Os Estados Unidos tentam dar ao mundo uma imagem de nação unificada, “una e indivisível”. Nada poderia estar mais longe da verdade. Nós somos um povo dilacerado por conflitos, dividido de muitas maneiras e não apenas regionalmente. A nossa população contém algumas das pessoas mais pobres e mais abandonadas do mundo. Provavelmente contém também as pessoas mais ricas de qualquer país do mundo. Há preconceito de raça em alto grau e desumanidade para com o homem mesmo entre os caucasianos dominantes. Como sugeri antes, os Estados Unidos estão-se a enterrar rapidamente. Acredito que os países antigos, pobres na sua maior parte, tomarão conta em muitos poucos anos. E o povo que inventou os fogos de artifício sobreviverá àqueles que inventaram a mortal bomba atómica. Nós, americanos, talvez um dia cheguemos a todos os planetas e tragamos de cada um deles pequenas quantidades de solo, mas nunca chegaremos ao coração do universo, que reside na alma até da mais pobre e mais baixa das criaturas humanas.

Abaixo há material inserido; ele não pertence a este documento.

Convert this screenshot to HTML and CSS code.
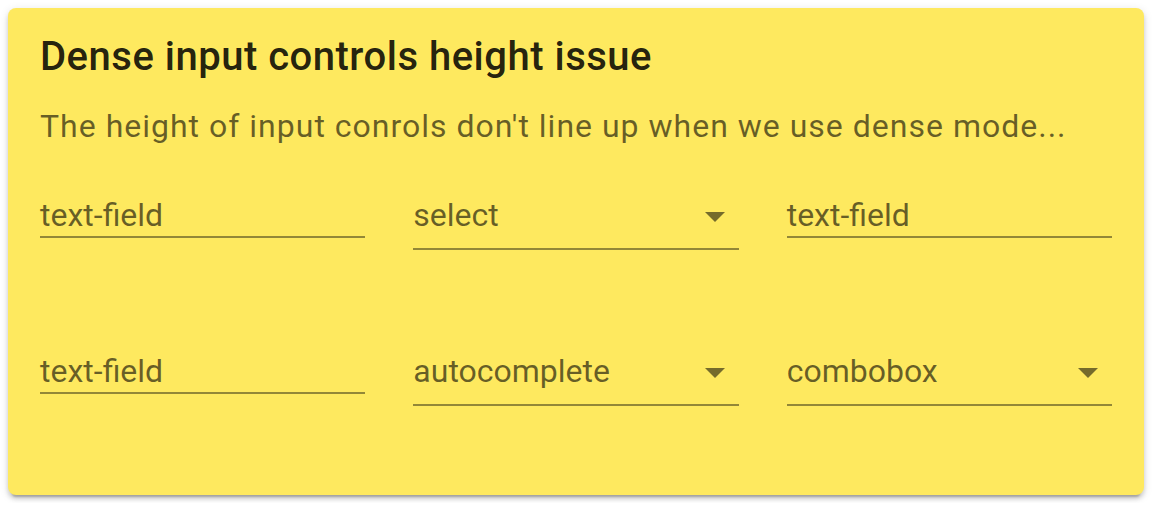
FILE: index.html
```html
<!DOCTYPE html>
<html>
<head>
<meta charset="utf-8">
<link rel="stylesheet" href="styles.css">
</head>
<body>
<div class="card">
  <div class="title">Dense input controls height issue</div>
  <div class="subtitle">The height of input conrols don't line up when we use dense mode...</div>
  <div class="grid">
    <div class="field"><div class="slot"><span class="label">text-field</span></div></div>
    <div class="field select"><div class="slot"><span class="label">select</span><svg class="arrow" viewBox="0 0 24 24"><path d="M7,10L12,15L17,10H7Z"/></svg></div></div>
    <div class="field"><div class="slot"><span class="label">text-field</span></div></div>
    <div class="field"><div class="slot"><span class="label">text-field</span></div></div>
    <div class="field select"><div class="slot"><span class="label">autocomplete</span><svg class="arrow" viewBox="0 0 24 24"><path d="M7,10L12,15L17,10H7Z"/></svg></div></div>
    <div class="field select"><div class="slot"><span class="label">combobox</span><svg class="arrow" viewBox="0 0 24 24"><path d="M7,10L12,15L17,10H7Z"/></svg></div></div>
  </div>
</div>
</body>
</html>
```
FILE: styles.css
```css
html, body {
  margin: 0;
  padding: 0;
  background: #ffffff;
}
body {
  font-family: Roboto, "Liberation Sans", sans-serif;
}
.card {
  margin: 8px;
  width: 1136px;
  box-sizing: border-box;
  padding: 25px 32px 89px 32px;
  background: #fee95f;
  border-radius: 8px;
  box-shadow: 0 6px 2px -4px rgba(0,0,0,.2), 0 4px 4px 0 rgba(0,0,0,.14), 0 2px 10px 0 rgba(0,0,0,.12);
}
.title {
  font-size: 40px;
  font-weight: 500;
  line-height: 48px;
  letter-spacing: 0.0125em;
  color: rgba(0,0,0,.87);
}
.subtitle {
  margin-top: 25px;
  font-size: 32px;
  line-height: 40px;
  letter-spacing: 0.03125em;
  color: rgba(0,0,0,.6);
}
.grid {
  margin-top: 49px;
  display: grid;
  grid-template-columns: repeat(3, 1fr);
  column-gap: 48px;
  row-gap: 101px;
  align-items: start;
}
.slot {
  display: flex;
  align-items: center;
  height: 40px;
  padding-bottom: 1px;
  border-bottom: 2px solid rgba(0,0,0,.42);
}
.select .slot {
  padding-bottom: 13px;
}
.label {
  flex: 1;
  font-size: 32px;
  line-height: 40px;
  color: rgba(0,0,0,.6);
}
.arrow {
  width: 48px;
  height: 48px;
  margin: -4px 0 -4px 0;
  position: relative;
  top: 1px;
  fill: rgba(0,0,0,.54);
  flex: none;
}
```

Receio que o velho adágio “Irmãos sob a pele” não seja mais verdadeiro, se é que o foi algum dia. As nações ocidentais não merecem confiança, por mais democráticos que possam vir a ser seus governos. Enquanto os ricos governarem, será caos, guerras, revoluções. Os líderes para os quais nos voltarmos não estão em evidência. É preciso descobri-los. Deve-se lembrar, como disse certa vez Swami Vivekananda, que “antes de Gautama houve vinte e quatro outros Budas”.

Hoje não podemos mais contar com salvadores. Cada homem precisa de contar consigo mesmo. Como disse certa vez um grande sábio: “Não contes com milagres, tu és o milagre.”